## START INFORMATION GIVEN

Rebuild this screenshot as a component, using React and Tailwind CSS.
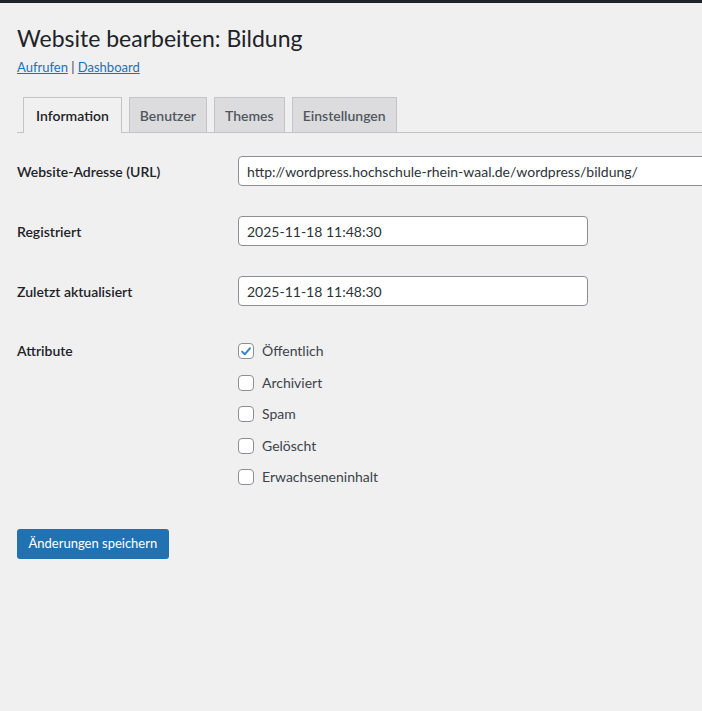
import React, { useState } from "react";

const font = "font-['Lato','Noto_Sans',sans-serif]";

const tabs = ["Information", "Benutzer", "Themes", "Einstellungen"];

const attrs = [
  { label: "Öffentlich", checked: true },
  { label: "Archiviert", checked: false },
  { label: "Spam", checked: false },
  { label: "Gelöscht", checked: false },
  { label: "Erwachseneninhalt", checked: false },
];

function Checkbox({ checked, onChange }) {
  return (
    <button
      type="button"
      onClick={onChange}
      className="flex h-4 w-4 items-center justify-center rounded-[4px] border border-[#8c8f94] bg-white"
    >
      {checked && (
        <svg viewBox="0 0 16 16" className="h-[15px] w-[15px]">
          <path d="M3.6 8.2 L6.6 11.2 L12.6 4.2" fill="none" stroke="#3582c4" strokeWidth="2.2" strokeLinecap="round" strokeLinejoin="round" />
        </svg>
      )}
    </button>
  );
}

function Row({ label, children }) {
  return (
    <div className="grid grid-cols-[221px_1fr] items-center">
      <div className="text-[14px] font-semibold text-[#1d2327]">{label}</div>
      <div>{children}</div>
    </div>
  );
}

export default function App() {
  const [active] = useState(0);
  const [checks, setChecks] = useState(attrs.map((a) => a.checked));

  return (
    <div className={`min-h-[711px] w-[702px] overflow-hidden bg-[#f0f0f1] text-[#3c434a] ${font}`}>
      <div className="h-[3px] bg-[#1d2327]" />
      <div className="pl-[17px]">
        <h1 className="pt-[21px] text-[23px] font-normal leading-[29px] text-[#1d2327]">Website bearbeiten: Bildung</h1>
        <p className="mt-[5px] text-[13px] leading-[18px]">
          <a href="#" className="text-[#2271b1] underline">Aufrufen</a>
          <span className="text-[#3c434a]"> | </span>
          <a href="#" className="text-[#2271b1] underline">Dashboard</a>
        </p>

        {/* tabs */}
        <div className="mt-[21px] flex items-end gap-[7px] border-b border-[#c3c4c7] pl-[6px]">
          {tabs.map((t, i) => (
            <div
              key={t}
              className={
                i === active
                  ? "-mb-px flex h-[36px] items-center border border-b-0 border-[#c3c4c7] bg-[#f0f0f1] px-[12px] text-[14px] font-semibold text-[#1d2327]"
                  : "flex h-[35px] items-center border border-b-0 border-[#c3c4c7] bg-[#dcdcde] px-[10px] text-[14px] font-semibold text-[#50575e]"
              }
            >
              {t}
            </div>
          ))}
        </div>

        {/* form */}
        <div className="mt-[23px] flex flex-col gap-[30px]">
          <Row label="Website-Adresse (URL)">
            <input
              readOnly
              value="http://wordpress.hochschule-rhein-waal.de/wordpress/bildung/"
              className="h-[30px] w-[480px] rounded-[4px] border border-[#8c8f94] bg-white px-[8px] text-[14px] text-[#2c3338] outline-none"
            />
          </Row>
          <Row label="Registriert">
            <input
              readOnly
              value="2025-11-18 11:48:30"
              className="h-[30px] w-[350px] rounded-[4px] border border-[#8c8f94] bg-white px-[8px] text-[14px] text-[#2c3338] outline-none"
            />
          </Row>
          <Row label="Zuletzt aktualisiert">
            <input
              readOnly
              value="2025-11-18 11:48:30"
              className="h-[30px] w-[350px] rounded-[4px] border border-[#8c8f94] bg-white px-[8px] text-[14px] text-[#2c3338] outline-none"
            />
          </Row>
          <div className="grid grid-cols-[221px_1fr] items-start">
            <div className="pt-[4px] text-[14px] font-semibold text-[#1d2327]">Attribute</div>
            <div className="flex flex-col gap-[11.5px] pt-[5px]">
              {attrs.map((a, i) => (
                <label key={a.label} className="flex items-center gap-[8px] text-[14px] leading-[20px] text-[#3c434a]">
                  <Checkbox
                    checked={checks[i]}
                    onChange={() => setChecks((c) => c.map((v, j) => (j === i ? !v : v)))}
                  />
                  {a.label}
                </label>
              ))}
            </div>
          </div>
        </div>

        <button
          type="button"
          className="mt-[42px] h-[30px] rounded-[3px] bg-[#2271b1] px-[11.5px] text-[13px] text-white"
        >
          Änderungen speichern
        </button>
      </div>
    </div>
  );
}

## END INFORMATION GIVEN
## START INFORMATION GIVEN

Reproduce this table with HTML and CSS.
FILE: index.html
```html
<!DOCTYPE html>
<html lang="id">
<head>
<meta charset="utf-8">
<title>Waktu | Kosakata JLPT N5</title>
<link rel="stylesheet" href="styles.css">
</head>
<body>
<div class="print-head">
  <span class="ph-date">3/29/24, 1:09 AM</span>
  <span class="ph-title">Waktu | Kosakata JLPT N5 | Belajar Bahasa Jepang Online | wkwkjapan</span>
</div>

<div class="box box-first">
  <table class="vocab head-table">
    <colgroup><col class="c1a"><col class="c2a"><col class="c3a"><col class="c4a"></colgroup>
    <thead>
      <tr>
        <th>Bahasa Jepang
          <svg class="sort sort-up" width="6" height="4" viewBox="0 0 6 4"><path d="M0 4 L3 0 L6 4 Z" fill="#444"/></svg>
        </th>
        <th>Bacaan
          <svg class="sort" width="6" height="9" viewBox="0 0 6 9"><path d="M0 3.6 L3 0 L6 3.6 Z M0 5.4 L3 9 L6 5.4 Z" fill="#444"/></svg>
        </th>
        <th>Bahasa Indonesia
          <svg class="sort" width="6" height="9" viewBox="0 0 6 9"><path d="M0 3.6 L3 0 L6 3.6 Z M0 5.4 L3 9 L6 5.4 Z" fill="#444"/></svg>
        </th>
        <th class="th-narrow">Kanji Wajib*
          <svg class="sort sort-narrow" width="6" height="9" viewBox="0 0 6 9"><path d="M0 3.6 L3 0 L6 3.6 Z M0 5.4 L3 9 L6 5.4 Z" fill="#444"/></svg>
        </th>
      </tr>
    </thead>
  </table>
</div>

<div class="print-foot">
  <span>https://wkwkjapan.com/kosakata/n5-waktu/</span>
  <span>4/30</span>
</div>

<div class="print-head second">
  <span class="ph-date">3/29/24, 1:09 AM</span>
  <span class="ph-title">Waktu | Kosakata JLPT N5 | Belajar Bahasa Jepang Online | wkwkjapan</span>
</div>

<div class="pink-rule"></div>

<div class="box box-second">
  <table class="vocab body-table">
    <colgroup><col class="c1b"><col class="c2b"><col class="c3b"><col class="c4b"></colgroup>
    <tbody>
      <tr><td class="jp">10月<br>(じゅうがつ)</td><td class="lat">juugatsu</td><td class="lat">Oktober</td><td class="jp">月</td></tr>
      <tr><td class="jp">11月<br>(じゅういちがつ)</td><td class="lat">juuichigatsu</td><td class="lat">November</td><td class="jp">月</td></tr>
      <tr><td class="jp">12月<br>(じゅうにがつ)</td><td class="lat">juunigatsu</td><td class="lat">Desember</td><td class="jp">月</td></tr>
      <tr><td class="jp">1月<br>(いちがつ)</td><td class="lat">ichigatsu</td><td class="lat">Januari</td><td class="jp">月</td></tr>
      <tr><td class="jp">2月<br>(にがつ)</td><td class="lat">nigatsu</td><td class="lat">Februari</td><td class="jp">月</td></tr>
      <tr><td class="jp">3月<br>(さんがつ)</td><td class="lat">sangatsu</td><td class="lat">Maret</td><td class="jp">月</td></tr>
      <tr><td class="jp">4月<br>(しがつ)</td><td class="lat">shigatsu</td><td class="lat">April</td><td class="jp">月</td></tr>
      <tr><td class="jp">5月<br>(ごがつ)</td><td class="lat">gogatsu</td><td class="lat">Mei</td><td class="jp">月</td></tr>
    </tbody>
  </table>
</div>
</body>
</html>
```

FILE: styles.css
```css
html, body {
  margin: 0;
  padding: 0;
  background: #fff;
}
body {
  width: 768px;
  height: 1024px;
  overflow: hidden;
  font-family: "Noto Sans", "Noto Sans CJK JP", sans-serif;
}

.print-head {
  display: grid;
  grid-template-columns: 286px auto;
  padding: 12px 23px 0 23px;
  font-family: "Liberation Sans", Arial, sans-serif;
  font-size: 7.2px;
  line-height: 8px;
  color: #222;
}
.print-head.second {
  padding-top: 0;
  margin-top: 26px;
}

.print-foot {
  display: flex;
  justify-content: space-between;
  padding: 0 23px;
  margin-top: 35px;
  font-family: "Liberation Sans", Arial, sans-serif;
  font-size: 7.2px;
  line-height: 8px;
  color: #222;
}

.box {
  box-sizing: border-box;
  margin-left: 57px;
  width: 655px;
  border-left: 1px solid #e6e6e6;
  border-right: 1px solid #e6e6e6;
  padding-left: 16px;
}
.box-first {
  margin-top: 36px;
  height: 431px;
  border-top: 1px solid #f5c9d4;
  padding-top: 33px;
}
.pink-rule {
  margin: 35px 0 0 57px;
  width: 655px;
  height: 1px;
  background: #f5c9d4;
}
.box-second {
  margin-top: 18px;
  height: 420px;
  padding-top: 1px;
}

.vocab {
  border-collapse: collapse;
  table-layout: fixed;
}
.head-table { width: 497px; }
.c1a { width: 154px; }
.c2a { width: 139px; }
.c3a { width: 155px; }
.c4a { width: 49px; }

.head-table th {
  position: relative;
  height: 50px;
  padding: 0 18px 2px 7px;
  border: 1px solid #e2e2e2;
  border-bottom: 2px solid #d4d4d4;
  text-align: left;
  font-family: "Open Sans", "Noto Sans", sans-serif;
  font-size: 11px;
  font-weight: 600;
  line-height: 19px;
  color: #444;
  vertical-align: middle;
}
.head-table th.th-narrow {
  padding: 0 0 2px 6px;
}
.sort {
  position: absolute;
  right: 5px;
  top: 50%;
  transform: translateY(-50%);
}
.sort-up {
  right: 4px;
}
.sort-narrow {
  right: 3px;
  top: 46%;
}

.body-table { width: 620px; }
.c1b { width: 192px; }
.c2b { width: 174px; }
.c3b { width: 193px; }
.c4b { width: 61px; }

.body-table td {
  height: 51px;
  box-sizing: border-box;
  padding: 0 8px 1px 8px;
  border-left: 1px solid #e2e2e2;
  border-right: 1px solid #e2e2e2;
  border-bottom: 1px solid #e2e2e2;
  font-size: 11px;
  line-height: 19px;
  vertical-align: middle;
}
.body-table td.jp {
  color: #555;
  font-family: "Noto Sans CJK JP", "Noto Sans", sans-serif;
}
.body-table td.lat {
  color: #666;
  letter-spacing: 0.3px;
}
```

## END INFORMATION GIVEN
## START INFORMATION GIVEN

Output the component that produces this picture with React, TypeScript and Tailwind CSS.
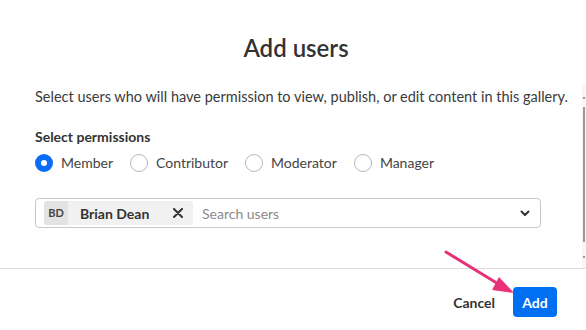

## END INFORMATION GIVEN

**YOUR GOAL:** Your task is to gather all lines from the entries above that hold the word "with".

**THE SOLUTION:**
Reproduce this table with HTML and CSS.
Output the component that produces this picture with React, TypeScript and Tailwind CSS.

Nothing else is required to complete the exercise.